= WRITTEN REQUEST =
Each line from the start of the data below through the one containing "const PINK = '#f08585'" must be reproduced exactly.

= DATA =
────────────────────────────────────────

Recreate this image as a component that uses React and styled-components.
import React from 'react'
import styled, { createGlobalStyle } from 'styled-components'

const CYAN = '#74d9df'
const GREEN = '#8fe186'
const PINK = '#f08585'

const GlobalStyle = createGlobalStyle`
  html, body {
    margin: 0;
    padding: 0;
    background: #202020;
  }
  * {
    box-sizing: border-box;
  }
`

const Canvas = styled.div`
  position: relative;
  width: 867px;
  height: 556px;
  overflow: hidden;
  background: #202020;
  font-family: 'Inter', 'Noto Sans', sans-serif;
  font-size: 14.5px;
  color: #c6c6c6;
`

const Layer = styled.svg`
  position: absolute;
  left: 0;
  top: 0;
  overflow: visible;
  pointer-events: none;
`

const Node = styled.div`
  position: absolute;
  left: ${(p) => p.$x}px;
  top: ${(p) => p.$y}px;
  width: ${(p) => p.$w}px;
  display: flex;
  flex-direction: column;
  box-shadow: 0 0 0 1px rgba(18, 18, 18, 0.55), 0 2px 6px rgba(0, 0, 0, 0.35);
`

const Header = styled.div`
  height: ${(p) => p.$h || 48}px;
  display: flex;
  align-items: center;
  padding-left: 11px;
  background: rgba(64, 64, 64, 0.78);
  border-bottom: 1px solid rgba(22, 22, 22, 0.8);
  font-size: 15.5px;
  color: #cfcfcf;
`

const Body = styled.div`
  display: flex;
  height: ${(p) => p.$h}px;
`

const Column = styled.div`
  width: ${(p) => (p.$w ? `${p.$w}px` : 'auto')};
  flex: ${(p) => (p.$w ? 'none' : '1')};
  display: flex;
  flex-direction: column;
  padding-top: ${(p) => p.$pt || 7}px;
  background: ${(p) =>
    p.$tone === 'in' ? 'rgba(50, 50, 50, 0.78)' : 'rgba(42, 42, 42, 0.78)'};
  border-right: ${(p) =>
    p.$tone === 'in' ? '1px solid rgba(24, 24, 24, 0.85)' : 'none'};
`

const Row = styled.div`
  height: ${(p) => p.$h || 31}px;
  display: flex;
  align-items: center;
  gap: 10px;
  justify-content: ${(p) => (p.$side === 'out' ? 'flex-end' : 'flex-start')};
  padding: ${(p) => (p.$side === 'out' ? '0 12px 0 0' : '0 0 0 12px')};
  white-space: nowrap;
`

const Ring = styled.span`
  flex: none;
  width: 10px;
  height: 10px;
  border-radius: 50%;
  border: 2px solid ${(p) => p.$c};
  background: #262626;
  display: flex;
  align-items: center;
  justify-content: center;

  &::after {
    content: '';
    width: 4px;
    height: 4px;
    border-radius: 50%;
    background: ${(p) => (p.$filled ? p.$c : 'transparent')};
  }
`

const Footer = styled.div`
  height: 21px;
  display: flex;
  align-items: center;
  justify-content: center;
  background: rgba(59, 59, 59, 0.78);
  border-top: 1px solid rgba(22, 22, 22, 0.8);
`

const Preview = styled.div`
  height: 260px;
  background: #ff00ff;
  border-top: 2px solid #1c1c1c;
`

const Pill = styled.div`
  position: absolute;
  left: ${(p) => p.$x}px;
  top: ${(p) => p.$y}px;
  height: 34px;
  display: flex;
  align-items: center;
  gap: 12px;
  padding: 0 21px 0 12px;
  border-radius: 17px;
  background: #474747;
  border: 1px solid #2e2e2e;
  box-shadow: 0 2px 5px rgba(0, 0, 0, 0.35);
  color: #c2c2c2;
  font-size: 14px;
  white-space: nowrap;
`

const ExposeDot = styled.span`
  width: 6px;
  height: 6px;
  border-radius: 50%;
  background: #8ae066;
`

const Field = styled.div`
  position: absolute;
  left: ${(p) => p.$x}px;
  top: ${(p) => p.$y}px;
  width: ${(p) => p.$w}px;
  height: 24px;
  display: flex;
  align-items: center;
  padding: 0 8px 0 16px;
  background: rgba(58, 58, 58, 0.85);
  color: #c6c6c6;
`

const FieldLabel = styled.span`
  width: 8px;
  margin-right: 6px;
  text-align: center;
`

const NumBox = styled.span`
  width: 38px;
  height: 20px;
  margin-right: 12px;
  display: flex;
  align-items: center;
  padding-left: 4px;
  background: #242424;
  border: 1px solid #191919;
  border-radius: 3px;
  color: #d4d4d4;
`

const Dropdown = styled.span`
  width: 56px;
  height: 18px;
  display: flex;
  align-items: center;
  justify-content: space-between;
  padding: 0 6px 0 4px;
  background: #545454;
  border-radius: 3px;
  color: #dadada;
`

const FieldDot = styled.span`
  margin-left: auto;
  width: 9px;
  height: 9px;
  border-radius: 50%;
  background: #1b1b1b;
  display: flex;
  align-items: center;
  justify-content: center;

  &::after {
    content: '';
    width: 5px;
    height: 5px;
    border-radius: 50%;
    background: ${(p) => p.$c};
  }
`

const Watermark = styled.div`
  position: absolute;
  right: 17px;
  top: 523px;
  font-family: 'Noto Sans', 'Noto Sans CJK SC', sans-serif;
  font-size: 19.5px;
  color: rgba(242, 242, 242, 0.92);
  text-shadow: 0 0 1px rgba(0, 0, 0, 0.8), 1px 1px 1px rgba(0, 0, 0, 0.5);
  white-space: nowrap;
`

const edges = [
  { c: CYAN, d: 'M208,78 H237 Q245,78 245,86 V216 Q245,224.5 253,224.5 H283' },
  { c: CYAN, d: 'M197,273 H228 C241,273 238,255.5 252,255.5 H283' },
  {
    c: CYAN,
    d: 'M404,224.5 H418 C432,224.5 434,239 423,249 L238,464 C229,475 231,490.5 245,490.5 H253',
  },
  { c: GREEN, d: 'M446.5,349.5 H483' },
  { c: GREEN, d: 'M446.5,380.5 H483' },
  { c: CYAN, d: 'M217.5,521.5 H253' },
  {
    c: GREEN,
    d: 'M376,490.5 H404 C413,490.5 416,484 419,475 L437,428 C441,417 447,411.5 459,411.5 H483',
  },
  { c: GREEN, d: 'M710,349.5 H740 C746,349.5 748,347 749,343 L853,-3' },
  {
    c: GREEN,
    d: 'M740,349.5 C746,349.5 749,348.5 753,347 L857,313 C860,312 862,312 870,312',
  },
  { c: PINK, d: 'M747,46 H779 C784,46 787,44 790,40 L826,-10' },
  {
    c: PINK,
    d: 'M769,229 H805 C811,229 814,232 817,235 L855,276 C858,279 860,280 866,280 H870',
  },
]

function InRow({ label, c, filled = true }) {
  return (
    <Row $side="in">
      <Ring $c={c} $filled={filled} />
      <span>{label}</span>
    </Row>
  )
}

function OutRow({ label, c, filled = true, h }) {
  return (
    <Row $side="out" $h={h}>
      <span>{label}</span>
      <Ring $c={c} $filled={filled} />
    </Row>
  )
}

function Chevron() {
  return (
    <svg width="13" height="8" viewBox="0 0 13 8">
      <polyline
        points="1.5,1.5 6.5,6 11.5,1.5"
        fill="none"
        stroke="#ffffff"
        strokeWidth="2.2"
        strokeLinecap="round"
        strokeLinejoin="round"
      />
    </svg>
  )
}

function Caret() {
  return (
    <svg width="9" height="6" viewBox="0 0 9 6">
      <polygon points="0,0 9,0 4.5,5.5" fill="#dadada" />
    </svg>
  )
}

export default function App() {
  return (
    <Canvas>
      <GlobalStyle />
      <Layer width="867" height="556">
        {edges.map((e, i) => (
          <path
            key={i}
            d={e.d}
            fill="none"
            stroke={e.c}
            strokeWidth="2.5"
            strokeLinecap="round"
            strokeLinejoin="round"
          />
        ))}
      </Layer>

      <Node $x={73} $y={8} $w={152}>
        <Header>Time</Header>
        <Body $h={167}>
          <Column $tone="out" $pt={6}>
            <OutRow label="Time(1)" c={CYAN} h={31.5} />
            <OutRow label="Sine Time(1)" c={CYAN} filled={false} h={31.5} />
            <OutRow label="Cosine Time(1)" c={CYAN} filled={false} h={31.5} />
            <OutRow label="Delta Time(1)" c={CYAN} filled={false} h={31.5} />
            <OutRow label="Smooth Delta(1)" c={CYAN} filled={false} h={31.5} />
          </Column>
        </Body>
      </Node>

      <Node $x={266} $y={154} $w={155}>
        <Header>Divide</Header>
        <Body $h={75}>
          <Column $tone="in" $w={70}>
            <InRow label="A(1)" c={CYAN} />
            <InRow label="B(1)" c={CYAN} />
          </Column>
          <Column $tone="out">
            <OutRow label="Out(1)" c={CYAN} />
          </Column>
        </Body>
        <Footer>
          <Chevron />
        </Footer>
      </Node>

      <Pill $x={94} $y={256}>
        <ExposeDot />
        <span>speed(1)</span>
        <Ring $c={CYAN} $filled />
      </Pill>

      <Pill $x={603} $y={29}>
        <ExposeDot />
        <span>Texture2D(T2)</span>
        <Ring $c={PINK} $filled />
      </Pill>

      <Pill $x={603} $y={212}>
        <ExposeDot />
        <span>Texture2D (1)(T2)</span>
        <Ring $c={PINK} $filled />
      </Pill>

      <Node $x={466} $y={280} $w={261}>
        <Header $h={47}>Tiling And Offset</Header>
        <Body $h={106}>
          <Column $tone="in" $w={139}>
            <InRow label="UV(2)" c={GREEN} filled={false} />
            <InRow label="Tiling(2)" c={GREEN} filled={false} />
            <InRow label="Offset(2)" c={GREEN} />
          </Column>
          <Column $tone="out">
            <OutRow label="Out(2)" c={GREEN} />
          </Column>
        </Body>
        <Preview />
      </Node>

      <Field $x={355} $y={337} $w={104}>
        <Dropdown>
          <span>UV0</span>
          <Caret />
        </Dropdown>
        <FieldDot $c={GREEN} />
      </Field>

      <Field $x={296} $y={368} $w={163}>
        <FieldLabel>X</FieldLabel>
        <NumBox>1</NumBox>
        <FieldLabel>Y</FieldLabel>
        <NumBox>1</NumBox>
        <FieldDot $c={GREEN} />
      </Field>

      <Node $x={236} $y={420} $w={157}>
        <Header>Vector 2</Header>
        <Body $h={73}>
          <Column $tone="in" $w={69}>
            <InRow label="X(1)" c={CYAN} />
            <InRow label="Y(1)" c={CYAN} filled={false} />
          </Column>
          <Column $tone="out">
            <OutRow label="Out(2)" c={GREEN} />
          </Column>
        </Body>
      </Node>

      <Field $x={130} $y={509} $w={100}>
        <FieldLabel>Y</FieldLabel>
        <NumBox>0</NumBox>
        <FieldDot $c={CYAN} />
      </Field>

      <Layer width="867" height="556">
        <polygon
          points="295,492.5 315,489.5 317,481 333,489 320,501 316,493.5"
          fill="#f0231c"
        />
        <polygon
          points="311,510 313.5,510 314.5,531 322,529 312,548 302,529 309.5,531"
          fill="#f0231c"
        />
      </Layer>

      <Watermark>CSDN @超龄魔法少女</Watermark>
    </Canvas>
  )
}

────────────────────────────────────────

= RESPONSE TO THE EXERCISE =
Recreate this image as a component that uses React and styled-components.
import React from 'react'
import styled, { createGlobalStyle } from 'styled-components'

const CYAN = '#74d9df'
const GREEN = '#8fe186'
const PINK = '#f08585'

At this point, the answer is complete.